Few things are as quietly devastating as missing compound interest.

The report also notes progress: 72% of private-sector U.S. workers had access to 401(k)-style plans in 2024 and 53% participate. 

But access doesn’t equal assembly instructions. 

Portability — the ability to move a retirement account from job to job — is the real plumbing. 

And the pipes are clogged.

There’s cause for cautious optimism. 

A 2022 consortium of retirement-plan providers launched an auto-portability effort to move small accounts seamlessly — currently aimed at accounts valued at $7,000 or less

It’s not a magic wand, but it’s the kind of boring infrastructure that actually helps.

If you suspect a forgotten account might be collecting dust in a corporate attic, follow the treasure-hunting checklist:

  1. Search the National Registry of Unclaimed Retirement Benefits with your Social Security number.

  2. Try the Department of Labor’s Retirement Savings Lost and Found Database (Rita Assaf of Fidelity cautions that the site is “still trying to reach scale with a lot of providers” and isn’t yet comprehensive).
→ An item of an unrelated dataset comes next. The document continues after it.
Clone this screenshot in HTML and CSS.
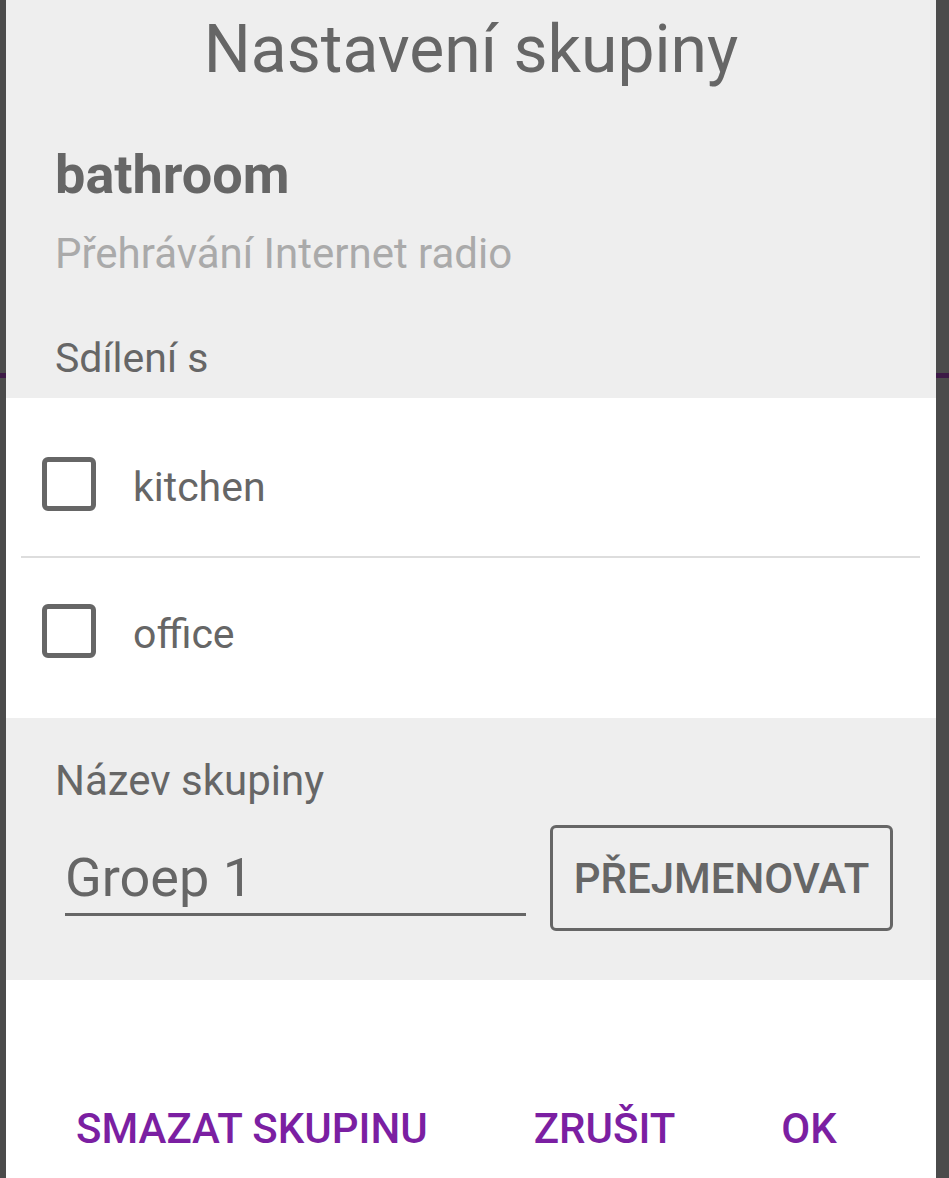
FILE: index.html
```html
<!DOCTYPE html>
<html lang="cs">
<head>
    <meta charset="UTF-8">
    <meta name="viewport" content="width=device-width, initial-scale=1.0">
    <title>Nastavení skupiny</title>
    <link rel="stylesheet" href="styles.css">
</head>
<body>

<!-- toolbar edge of the screen behind the dialog -->
<div class="backdrop-bar"></div>

<div class="dialog">
    <div class="head">
        <h1 class="title">Nastavení skupiny</h1>
        <div class="room">bathroom</div>
        <div class="status">Přehrávání Internet radio</div>
        <div class="label">Sdílení s</div>
    </div>

    <ul class="rooms">
        <li class="room-item">
            <span class="check"></span>
            <span class="room-name">kitchen</span>
        </li>
        <li class="room-item">
            <span class="check"></span>
            <span class="room-name">office</span>
        </li>
    </ul>

    <div class="rename">
        <div class="label">Název skupiny</div>
        <div class="rename-row">
            <input class="group-name" type="text" value="Groep 1">
            <button class="rename-button">PŘEJMENOVAT</button>
        </div>
    </div>

    <div class="actions">
        <button class="action">SMAZAT SKUPINU</button>
        <button class="action">ZRUŠIT</button>
        <button class="action">OK</button>
    </div>
</div>

</body>
</html>
```

FILE: styles.css
```css
body {
    margin: 0;
    background-color: #4b4b4b;
    font-family: Roboto, "Noto Sans", sans-serif;
    color: #666666;
}
.backdrop-bar {
    position: absolute;
    left: 0;
    right: 0;
    top: 373px;
    height: 5px;
    background-color: #3d1a46;
}
.dialog {
    position: relative;
    margin-left: 6px;
    width: 930px;
    background-color: #ffffff;
}

/* grey header */
.head {
    background-color: #eeeeee;
    padding: 10px 0 15px 49px;
}
.title {
    margin: 0 0 0 -49px;
    font-size: 66px;
    font-weight: 400;
    line-height: 80px;
    text-align: center;
}
.room {
    margin-top: 53px;
    font-size: 54px;
    font-weight: 700;
    line-height: 64px;
}
.status {
    margin-top: 22px;
    font-size: 42px;
    line-height: 50px;
    color: #aaaaaa;
}
.label {
    font-size: 41px;
    line-height: 50px;
}
.head .label {
    margin-top: 54px;
}
.rename .label {
    font-size: 42px;
}

/* rooms list */
.rooms {
    list-style: none;
    margin: 0;
    padding: 14px 0;
}
.room-item {
    display: flex;
    align-items: center;
    height: 146px;
    box-sizing: border-box;
    margin: 0 16px 0 15px;
    padding-left: 21px;
}
.room-item:first-child {
    border-bottom: 2px solid #dddddd;
}
.check {
    width: 54px;
    height: 54px;
    box-sizing: border-box;
    border: 5px solid #666666;
    border-radius: 6px;
}
.room-name {
    margin-left: 37px;
    padding-top: 6px;
    font-size: 41px;
    line-height: 50px;
}

/* rename block */
.rename {
    background-color: #eeeeee;
    padding: 38px 43px 49px 49px;
}
.rename-row {
    display: flex;
    align-items: flex-start;
    margin-top: 19px;
}
.group-name {
    width: 461px;
    height: 91px;
    box-sizing: border-box;
    margin-left: 10px;
    padding: 16px 0 0 0;
    border: none;
    border-bottom: 3px solid #666666;
    background: transparent;
    font-family: Roboto, "Noto Sans", sans-serif;
    font-size: 54px;
    color: #666666;
    outline: none;
}
.rename-button {
    margin-left: 24px;
    width: 343px;
    height: 106px;
    border: 3px solid #666666;
    border-radius: 6px;
    background: transparent;
    font-family: Roboto, "Noto Sans", sans-serif;
    font-size: 42px;
    font-weight: 500;
    color: #666666;
    padding: 0;
}

/* dialog buttons */
.actions {
    display: flex;
    gap: 106px;
    padding: 124px 0 60px 70px;
}
.action {
    border: none;
    background: none;
    padding: 0;
    font-family: Roboto, "Noto Sans", sans-serif;
    font-size: 42px;
    font-weight: 500;
    line-height: 50px;
    color: #7b1fa2;
}
```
  3. Scan Missing Money, the state-level unclaimed property hub.

  4. Dig through old pay stubs, W-2s, and plan statements for plan administrator names.
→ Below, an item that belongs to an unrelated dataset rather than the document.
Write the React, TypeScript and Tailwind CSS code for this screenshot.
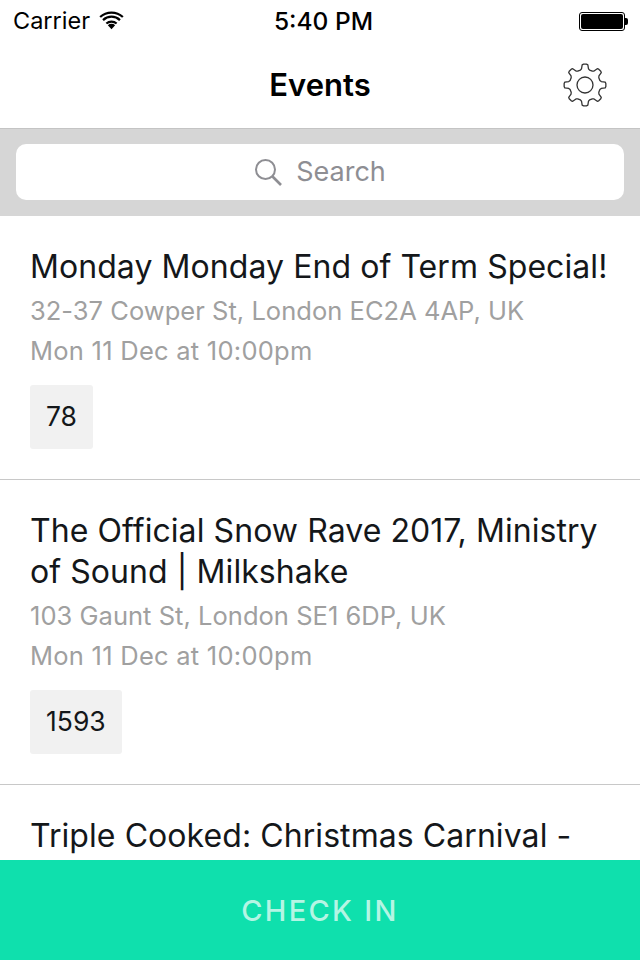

  5. Call plan administrators — there aren’t infinite vendors. “There are not that many 401(k) plan administrators out there,” says Kate Ashford of NerdWallet. An afternoon of calls could track you down a dormant account.
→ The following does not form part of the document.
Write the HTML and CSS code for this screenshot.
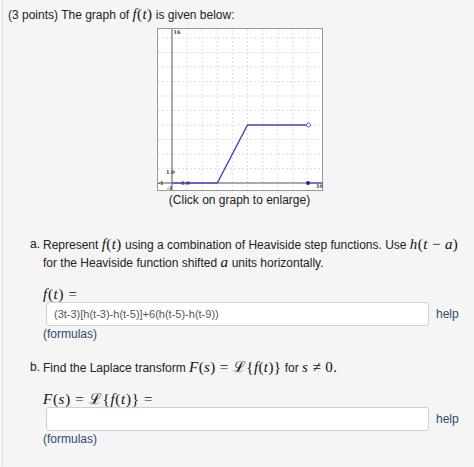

  6. Consider concierge services: Capitalize and Beagle will do the legwork for a fee if you’d rather outsource the archaeology.

Why care? 

Left-behind accounts can be cashed out, lose their growth footing in low-interest forced rollovers, or be eaten by administrative fees. Consolidation is not just tidy — it often boosts returns and reduces fees. 

And yes, $2.1 trillion in scattered accounts is an economy-scale reminder that small frictions have huge consequences.

So next time you change jobs, don’t file your retirement plan under “maybe later.” 

Do the rollover, check the registries, and call the plan administrator. 

Your future, apparently, is waiting for someone to pick up the phone.